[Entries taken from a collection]
◆ ◆ ◆ ◆ ◆
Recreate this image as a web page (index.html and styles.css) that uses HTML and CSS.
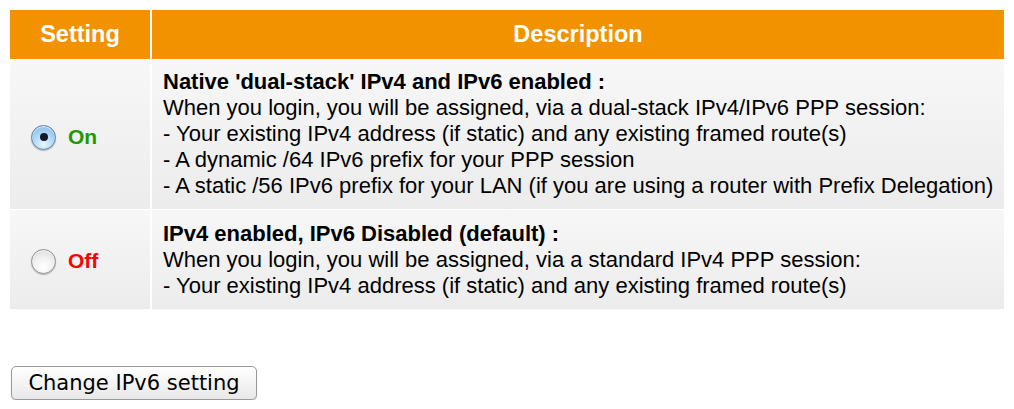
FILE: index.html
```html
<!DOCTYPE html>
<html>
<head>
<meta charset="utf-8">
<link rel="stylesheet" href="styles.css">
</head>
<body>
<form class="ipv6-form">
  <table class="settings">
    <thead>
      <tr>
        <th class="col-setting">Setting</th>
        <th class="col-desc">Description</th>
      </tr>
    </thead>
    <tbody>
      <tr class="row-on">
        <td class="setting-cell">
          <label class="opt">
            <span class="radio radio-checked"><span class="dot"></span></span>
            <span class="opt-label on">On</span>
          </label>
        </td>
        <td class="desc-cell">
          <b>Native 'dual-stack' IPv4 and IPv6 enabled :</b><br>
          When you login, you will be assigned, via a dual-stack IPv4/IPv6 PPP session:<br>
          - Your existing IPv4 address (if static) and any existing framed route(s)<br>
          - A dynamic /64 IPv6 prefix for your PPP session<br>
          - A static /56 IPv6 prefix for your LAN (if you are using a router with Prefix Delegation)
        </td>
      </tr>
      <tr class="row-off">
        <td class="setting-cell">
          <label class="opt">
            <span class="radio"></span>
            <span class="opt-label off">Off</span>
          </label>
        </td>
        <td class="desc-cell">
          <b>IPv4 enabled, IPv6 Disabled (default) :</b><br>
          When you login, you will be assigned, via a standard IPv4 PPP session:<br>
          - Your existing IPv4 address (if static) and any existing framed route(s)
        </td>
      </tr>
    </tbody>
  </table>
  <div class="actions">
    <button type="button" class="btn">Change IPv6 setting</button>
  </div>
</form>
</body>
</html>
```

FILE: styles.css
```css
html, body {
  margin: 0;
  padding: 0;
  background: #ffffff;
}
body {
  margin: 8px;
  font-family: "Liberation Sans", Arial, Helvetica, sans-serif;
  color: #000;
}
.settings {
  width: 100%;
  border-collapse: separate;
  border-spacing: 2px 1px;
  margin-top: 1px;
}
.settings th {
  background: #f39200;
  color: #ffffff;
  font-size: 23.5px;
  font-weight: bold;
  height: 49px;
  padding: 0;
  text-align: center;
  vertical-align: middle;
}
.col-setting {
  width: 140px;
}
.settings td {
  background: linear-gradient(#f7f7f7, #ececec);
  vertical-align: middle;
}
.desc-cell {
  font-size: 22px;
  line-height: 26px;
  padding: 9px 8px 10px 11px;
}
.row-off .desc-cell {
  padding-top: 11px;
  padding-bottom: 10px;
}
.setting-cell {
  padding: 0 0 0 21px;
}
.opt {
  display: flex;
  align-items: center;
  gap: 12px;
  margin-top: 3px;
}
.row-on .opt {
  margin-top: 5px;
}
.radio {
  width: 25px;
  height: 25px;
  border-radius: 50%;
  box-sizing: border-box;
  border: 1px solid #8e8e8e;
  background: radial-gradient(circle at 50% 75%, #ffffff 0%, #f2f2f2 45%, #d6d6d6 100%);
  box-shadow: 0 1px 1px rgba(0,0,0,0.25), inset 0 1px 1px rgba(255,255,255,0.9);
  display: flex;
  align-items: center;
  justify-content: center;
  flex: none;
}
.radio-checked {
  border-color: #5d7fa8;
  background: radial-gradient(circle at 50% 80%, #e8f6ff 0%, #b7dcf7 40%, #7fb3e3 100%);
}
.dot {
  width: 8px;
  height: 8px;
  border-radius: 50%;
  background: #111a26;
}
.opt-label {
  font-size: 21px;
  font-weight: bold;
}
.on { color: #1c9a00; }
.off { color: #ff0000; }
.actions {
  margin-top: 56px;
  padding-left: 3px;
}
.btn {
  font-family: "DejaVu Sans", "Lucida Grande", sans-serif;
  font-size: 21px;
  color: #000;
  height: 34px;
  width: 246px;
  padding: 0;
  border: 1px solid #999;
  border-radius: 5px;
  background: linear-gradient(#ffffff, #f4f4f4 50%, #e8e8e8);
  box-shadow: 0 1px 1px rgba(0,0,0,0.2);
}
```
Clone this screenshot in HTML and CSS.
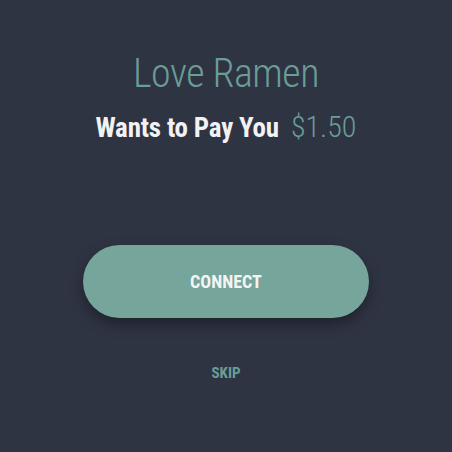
◆ ◆ ◆ ◆ ◆
** Work to be completed **
Drop the pictures and reproduce the rest of the entries above exactly.

** Response **
Recreate this image as a web page (index.html and styles.css) that uses HTML and CSS.
FILE: index.html
```html
<!DOCTYPE html>
<html>
<head>
<meta charset="utf-8">
<link rel="stylesheet" href="styles.css">
</head>
<body>
<form class="ipv6-form">
  <table class="settings">
    <thead>
      <tr>
        <th class="col-setting">Setting</th>
        <th class="col-desc">Description</th>
      </tr>
    </thead>
    <tbody>
      <tr class="row-on">
        <td class="setting-cell">
          <label class="opt">
            <span class="radio radio-checked"><span class="dot"></span></span>
            <span class="opt-label on">On</span>
          </label>
        </td>
        <td class="desc-cell">
          <b>Native 'dual-stack' IPv4 and IPv6 enabled :</b><br>
          When you login, you will be assigned, via a dual-stack IPv4/IPv6 PPP session:<br>
          - Your existing IPv4 address (if static) and any existing framed route(s)<br>
          - A dynamic /64 IPv6 prefix for your PPP session<br>
          - A static /56 IPv6 prefix for your LAN (if you are using a router with Prefix Delegation)
        </td>
      </tr>
      <tr class="row-off">
        <td class="setting-cell">
          <label class="opt">
            <span class="radio"></span>
            <span class="opt-label off">Off</span>
          </label>
        </td>
        <td class="desc-cell">
          <b>IPv4 enabled, IPv6 Disabled (default) :</b><br>
          When you login, you will be assigned, via a standard IPv4 PPP session:<br>
          - Your existing IPv4 address (if static) and any existing framed route(s)
        </td>
      </tr>
    </tbody>
  </table>
  <div class="actions">
    <button type="button" class="btn">Change IPv6 setting</button>
  </div>
</form>
</body>
</html>
```

FILE: styles.css
```css
html, body {
  margin: 0;
  padding: 0;
  background: #ffffff;
}
body {
  margin: 8px;
  font-family: "Liberation Sans", Arial, Helvetica, sans-serif;
  color: #000;
}
.settings {
  width: 100%;
  border-collapse: separate;
  border-spacing: 2px 1px;
  margin-top: 1px;
}
.settings th {
  background: #f39200;
  color: #ffffff;
  font-size: 23.5px;
  font-weight: bold;
  height: 49px;
  padding: 0;
  text-align: center;
  vertical-align: middle;
}
.col-setting {
  width: 140px;
}
.settings td {
  background: linear-gradient(#f7f7f7, #ececec);
  vertical-align: middle;
}
.desc-cell {
  font-size: 22px;
  line-height: 26px;
  padding: 9px 8px 10px 11px;
}
.row-off .desc-cell {
  padding-top: 11px;
  padding-bottom: 10px;
}
.setting-cell {
  padding: 0 0 0 21px;
}
.opt {
  display: flex;
  align-items: center;
  gap: 12px;
  margin-top: 3px;
}
.row-on .opt {
  margin-top: 5px;
}
.radio {
  width: 25px;
  height: 25px;
  border-radius: 50%;
  box-sizing: border-box;
  border: 1px solid #8e8e8e;
  background: radial-gradient(circle at 50% 75%, #ffffff 0%, #f2f2f2 45%, #d6d6d6 100%);
  box-shadow: 0 1px 1px rgba(0,0,0,0.25), inset 0 1px 1px rgba(255,255,255,0.9);
  display: flex;
  align-items: center;
  justify-content: center;
  flex: none;
}
.radio-checked {
  border-color: #5d7fa8;
  background: radial-gradient(circle at 50% 80%, #e8f6ff 0%, #b7dcf7 40%, #7fb3e3 100%);
}
.dot {
  width: 8px;
  height: 8px;
  border-radius: 50%;
  background: #111a26;
}
.opt-label {
  font-size: 21px;
  font-weight: bold;
}
.on { color: #1c9a00; }
.off { color: #ff0000; }
.actions {
  margin-top: 56px;
  padding-left: 3px;
}
.btn {
  font-family: "DejaVu Sans", "Lucida Grande", sans-serif;
  font-size: 21px;
  color: #000;
  height: 34px;
  width: 246px;
  padding: 0;
  border: 1px solid #999;
  border-radius: 5px;
  background: linear-gradient(#ffffff, #f4f4f4 50%, #e8e8e8);
  box-shadow: 0 1px 1px rgba(0,0,0,0.2);
}
```
Clone this screenshot in HTML and CSS.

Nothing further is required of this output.